Animals don't have rights. If they had rights, they would also have the responsibility not to violate the rights of others, which means we could fine a dolphin for damaging another dolphin's property.
No, they don't. If they had a right to live, they'd have a moral responsibility to respect the lives of others. Do you think dolphins should be arrested for murder?
What boils my blood is that people who want animals to have rights have no problem with cutting up human babies into pieces and throwing them in the garbage.
That's not what it says at all: Your article says they would be treated as NON HUMAN PERSONS. All it means is that it will put an end to whaling and using them in entertainment. Pretty far out idea and I don't think it will be accepted, but whaling needs to stop, for sure.

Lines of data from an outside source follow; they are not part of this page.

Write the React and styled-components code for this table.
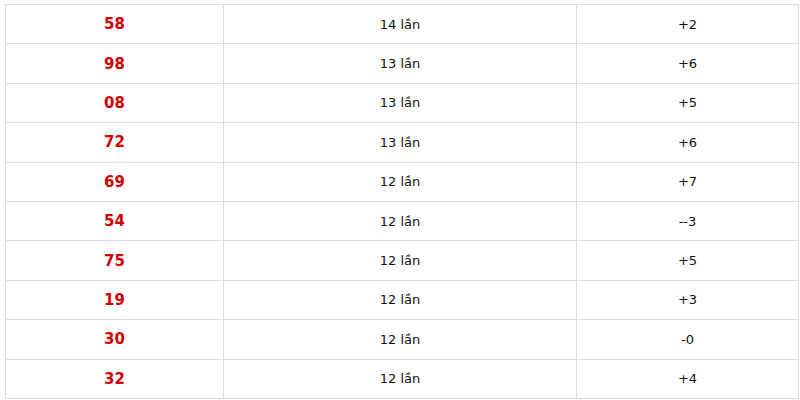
import React from 'react';
import styled, { createGlobalStyle } from 'styled-components';

const GlobalStyle = createGlobalStyle`
  html, body {
    margin: 0;
    padding: 0;
    background: #fff;
  }
  body {
    font-family: "DejaVu Sans", Verdana, sans-serif;
  }
`;

const rows = [
  { num: '58', times: '14 lần', diff: '+2' },
  { num: '98', times: '13 lần', diff: '+6' },
  { num: '08', times: '13 lần', diff: '+5' },
  { num: '72', times: '13 lần', diff: '+6' },
  { num: '69', times: '12 lần', diff: '+7' },
  { num: '54', times: '12 lần', diff: '--3' },
  { num: '75', times: '12 lần', diff: '+5' },
  { num: '19', times: '12 lần', diff: '+3' },
  { num: '30', times: '12 lần', diff: '-0' },
  { num: '32', times: '12 lần', diff: '+4' },
];

const Wrap = styled.div`
  padding: 4px 2px 0 5px;
`;

const Table = styled.table`
  width: 793px;
  border-collapse: collapse;
  table-layout: fixed;
  border: 1px solid #dddddd;
`;

const Row = styled.tr`
  height: 39.4px;
`;

const Cell = styled.td`
  border: 1px solid #dddddd;
  text-align: center;
  vertical-align: middle;
  padding: 0;
  font-size: ${(p) => (p.$hot ? '15px' : '13px')};
  font-weight: ${(p) => (p.$hot ? 700 : 400)};
  color: ${(p) => (p.$hot ? '#d40000' : '#111')};
`;

export default function App() {
  return (
    <>
      <GlobalStyle />
      <Wrap>
        <Table>
          <colgroup>
            <col style={{ width: 218 }} />
            <col style={{ width: 353 }} />
            <col style={{ width: 222 }} />
          </colgroup>
          <tbody>
            {rows.map((r) => (
              <Row key={r.num}>
                <Cell $hot>{r.num}</Cell>
                <Cell>{r.times}</Cell>
                <Cell>{r.diff}</Cell>
              </Row>
            ))}
          </tbody>
        </Table>
      </Wrap>
    </>
  );
}
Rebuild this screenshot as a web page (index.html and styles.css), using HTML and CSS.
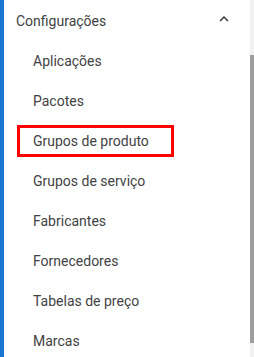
FILE: index.html
```html
<!doctype html>
<html lang="pt">
  <head>
    <meta charset="UTF-8" />
    <title>Configurações</title>
    <link rel="stylesheet" href="styles.css">
  </head>
  <body>
    <div class="sidebar">
      <div class="accent"></div>
      <nav class="menu">
        <div class="menu-header">
          <span class="menu-title">Configurações</span>
          <svg class="chevron" viewBox="0 0 24 24" width="18" height="18">
            <path d="M12 8l-6 6 1.41 1.41L12 10.83l4.59 4.58L18 14z" fill="#333" />
          </svg>
        </div>
        <a class="menu-item">Aplicações</a>
        <a class="menu-item">Pacotes</a>
        <a class="menu-item marked">Grupos de produto<span class="mark"></span></a>
        <a class="menu-item">Grupos de serviço</a>
        <a class="menu-item">Fabricantes</a>
        <a class="menu-item">Fornecedores</a>
        <a class="menu-item">Tabelas de preço</a>
        <a class="menu-item">Marcas</a>
      </nav>
      <div class="scrollbar">
        <div class="thumb"></div>
      </div>
    </div>
  </body>
</html>
```

FILE: styles.css
```css
body {
  margin: 0;
  background: #fff;
  font-family: Roboto, "Liberation Sans", sans-serif;
}
.sidebar {
  display: flex;
  height: 357px;
  overflow: hidden;
}
.accent {
  width: 4px;
  background: #1976d2;
  flex-shrink: 0;
}
.menu {
  flex: 1;
  display: flex;
  flex-direction: column;
}
.menu-header {
  height: 41px;
  display: flex;
  align-items: center;
  padding-left: 12px;
  position: relative;
  flex-shrink: 0;
}
.menu-title {
  font-size: 14px;
  color: #424242;
}
.chevron {
  position: absolute;
  left: 211px;
  top: 10px;
}
.menu-item {
  height: 40px;
  line-height: 40px;
  padding-left: 29px;
  font-size: 14px;
  color: #424242;
  position: relative;
  flex-shrink: 0;
}
.mark {
  position: absolute;
  left: 13px;
  top: 4px;
  width: 157px;
  height: 32px;
  box-sizing: border-box;
  border: 3px solid #f00;
}
.scrollbar {
  width: 4px;
  flex-shrink: 0;
  background: #f1f1f1;
}
.thumb {
  margin-top: 55px;
  height: 288px;
  background: #9e9e9e;
}
```
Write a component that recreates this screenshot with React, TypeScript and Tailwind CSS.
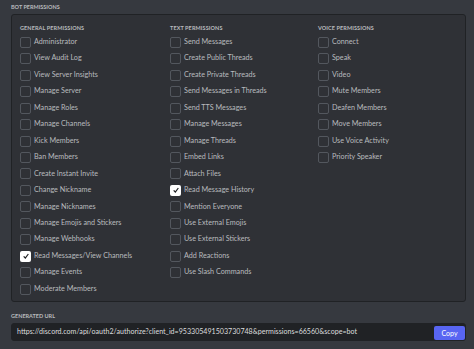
import React from 'react';

const general = [
  'Administrator',
  'View Audit Log',
  'View Server Insights',
  'Manage Server',
  'Manage Roles',
  'Manage Channels',
  'Kick Members',
  'Ban Members',
  'Create Instant Invite',
  'Change Nickname',
  'Manage Nicknames',
  'Manage Emojis and Stickers',
  'Manage Webhooks',
  'Read Messages/View Channels',
  'Manage Events',
  'Moderate Members',
];

const text = [
  'Send Messages',
  'Create Public Threads',
  'Create Private Threads',
  'Send Messages in Threads',
  'Send TTS Messages',
  'Manage Messages',
  'Manage Threads',
  'Embed Links',
  'Attach Files',
  'Read Message History',
  'Mention Everyone',
  'Use External Emojis',
  'Use External Stickers',
  'Add Reactions',
  'Use Slash Commands',
];

const voice = [
  'Connect',
  'Speak',
  'Video',
  'Mute Members',
  'Deafen Members',
  'Move Members',
  'Use Voice Activity',
  'Priority Speaker',
];

const checked = new Set(['Read Messages/View Channels', 'Read Message History']);

const Checkbox: React.FC<{ on: boolean }> = ({ on }) =>
  on ? (
    <div className="flex h-[11px] w-[11px] shrink-0 items-center justify-center rounded-[2px] bg-white">
      <svg viewBox="0 0 12 12" className="h-[8px] w-[8px]">
        <path d="M2.5 6.5 L5 9 L9.5 3" fill="none" stroke="#1e1f22" strokeWidth="1.8" />
      </svg>
    </div>
  ) : (
    <div className="h-[11px] w-[11px] shrink-0 rounded-[2px] border border-[#53575e]" />
  );

const Column: React.FC<{ title: string; items: string[] }> = ({ title, items }) => (
  <div className="flex flex-col">
    <div className="mb-[1px] flex h-[9px] items-center text-[5.5px] font-bold uppercase tracking-[0.1px] text-[#b9bbbe]">
      {title}
    </div>
    {items.map((item) => (
      <div key={item} className="flex h-[16.47px] items-center gap-[3px]">
        <Checkbox on={checked.has(item)} />
        <span className="whitespace-nowrap text-[7.2px] text-[#b9bbbe]">{item}</span>
      </div>
    ))}
  </div>
);

export default function App() {
  return (
    <div
      className="flex h-[349px] w-[474px] flex-col bg-[#36393f] pl-[11px] pr-[8px]"
      style={{ fontFamily: 'Lato, "Open Sans", sans-serif' }}
    >
      <div className="flex h-[14px] items-center text-[5.5px] font-bold uppercase text-[#b9bbbe]">
        Bot Permissions
      </div>
      <div className="grid h-[288px] grid-cols-[150px_148px_1fr] rounded-[3px] border border-[#202225] bg-[#2f3136] pl-[8px] pt-[9px]">
        <Column title="General Permissions" items={general} />
        <Column title="Text Permissions" items={text} />
        <Column title="Voice Permissions" items={voice} />
      </div>
      <div className="flex h-[21px] items-center pt-[7px] text-[5.5px] font-bold uppercase text-[#b9bbbe]">
        Generated URL
      </div>
      <div className="flex h-[18px] items-center justify-between rounded-[3px] border border-[#202225] bg-[#202225] pl-[5px]">
        <span className="whitespace-nowrap text-[7.1px] text-[#dcddde]">
          https://discord.com/api/oauth2/authorize?client_id=953305491503730748&amp;permissions=66560&amp;scope=bot
        </span>
        <button className="mt-[2px] flex h-[14px] w-[31px] items-center justify-center rounded-[2px] bg-[#5865f2] text-[7px] text-white">
          Copy
        </button>
      </div>
    </div>
  );
}
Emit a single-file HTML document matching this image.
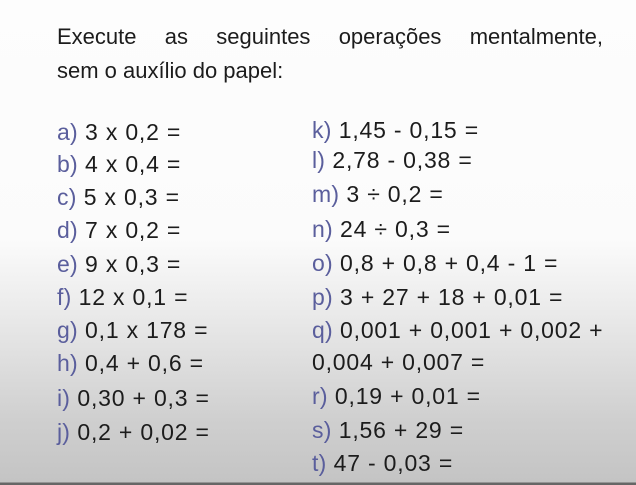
<!DOCTYPE html>
<html><head><meta charset="utf-8"><style>
html,body{margin:0;padding:0}
body{width:636px;height:485px;overflow:hidden;position:relative;font-family:"Liberation Sans",sans-serif;color:#1c1c1c;
background:linear-gradient(to bottom,#fdfdfd 0px,#fbfbfb 240px,#e6e6e6 330px,#cfcfcf 420px,#c4c4c4 482px,#666 483px,#666 485px);}
.t{position:absolute;left:57px;width:546px;font-size:22px;text-align:justify;text-align-last:justify;line-height:22px}
.r{position:absolute;font-size:23px;line-height:23px;white-space:nowrap;letter-spacing:0.8px}
.r b{font-weight:normal;color:#5a5e9c;letter-spacing:0.2px}
</style></head><body>
<div class="t" style="top:26px">Execute as seguintes operações mentalmente,</div>
<div class="t" style="top:60px;text-align-last:left">sem o auxílio do papel:</div>
<div class="r" style="left:57px;top:121px"><b>a)</b> 3 x 0,2 =</div>
<div class="r" style="left:57px;top:153px"><b>b)</b> 4 x 0,4 =</div>
<div class="r" style="left:57px;top:186px"><b>c)</b> 5 x 0,3 =</div>
<div class="r" style="left:57px;top:219px"><b>d)</b> 7 x 0,2 =</div>
<div class="r" style="left:57px;top:253px"><b>e)</b> 9 x 0,3 =</div>
<div class="r" style="left:57px;top:286px"><b>f)</b> 12 x 0,1 =</div>
<div class="r" style="left:57px;top:319px"><b>g)</b> 0,1 x 178 =</div>
<div class="r" style="left:57px;top:352px"><b>h)</b> 0,4 + 0,6 =</div>
<div class="r" style="left:57px;top:387px"><b>i)</b> 0,30 + 0,3 =</div>
<div class="r" style="left:57px;top:421px"><b>j)</b> 0,2 + 0,02 =</div>
<div class="r" style="left:312px;top:119px"><b>k)</b> 1,45 - 0,15 =</div>
<div class="r" style="left:312px;top:149px"><b>l)</b> 2,78 - 0,38 =</div>
<div class="r" style="left:312px;top:183px"><b>m)</b> 3 ÷ 0,2 =</div>
<div class="r" style="left:312px;top:218px"><b>n)</b> 24 ÷ 0,3 =</div>
<div class="r" style="left:312px;top:252px"><b>o)</b> 0,8 + 0,8 + 0,4 - 1 =</div>
<div class="r" style="left:312px;top:286px"><b>p)</b> 3 + 27 + 18 + 0,01 =</div>
<div class="r" style="left:312px;top:319px"><b>q)</b> 0,001 + 0,001 + 0,002 +</div>
<div class="r" style="left:312px;top:351px">0,004 + 0,007 =</div>
<div class="r" style="left:312px;top:385px"><b>r)</b> 0,19 + 0,01 =</div>
<div class="r" style="left:312px;top:419px"><b>s)</b> 1,56 + 29 =</div>
<div class="r" style="left:312px;top:452px"><b>t)</b> 47 - 0,03 =</div>
</body></html>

Yes, and twins with 'Twin to Twin Tranfusion Syndrome' should be monitered because if one twin steals all the blood and oxygen, causing the death of the other twin, the remaining twin must be charged with murder - as per your own argument: Change that to fetus and you can see how ridiculous it is.
As with every other issue involving the depletion of resources, the problem is the tragedy of the commons. The whales are commonly held. If a clever entrepreneur could find a way to privatize whales, they could be harvested. But right now, the state squats of most water rights. I don't know. I wasn't my idea.
I think what most people miss about corporate personhood isn't that corporations are now treated as humans, it's that humans are now treated as corporations under US law. You're natural rights went out the window with the 14th amendment which made you a US citizen, subject to the whims of Congress.
Because much of the statutory regulation you refer to as law is written to please various special interests. That includes those who put emotion ahead of logic and the sort of objectivity required to keep the law from becoming the tool of special interests. Regardless of how we feel about them, animals are property. If they have rights, then they must have the capacity to recognize rights.
No, unless it's someone else's property. They should be shunned and ostracized, though. Probably the great bulk of animal cruelty in our society today occurs in industrial farming, which is also partially the fault of the state, which protected and privileges those firms.
I disagree. I don't care what kind of animal it is (excluding spiders and bigs etc) or who owns it, you hurt it, you pay. Man over here few years ago hacked off a puppys ears and tail with a pair of scissors. The puppy didn't belong to anyone but his ears are all ragged and ruined from the damage done. You mean to say that someone who does that shouldn't face court?
Who's rights did he violate? Not the dog's, because dogs don't have rights. If they did, they'd have to stand in court when they mauled people as well. Nonetheless, like I said, I'm sure that individual's reputation is ruined in his community, so it's not like he'd be escaping worthy punishment for his cruelty. Shunning can be a very powerful punishment, especially so in a fully private society in which everything you do outside your own plot of ground requires free and open interaction with someone else.
The man in question was never publicly identified. IMO, anyone who does that to an animal should be jailed.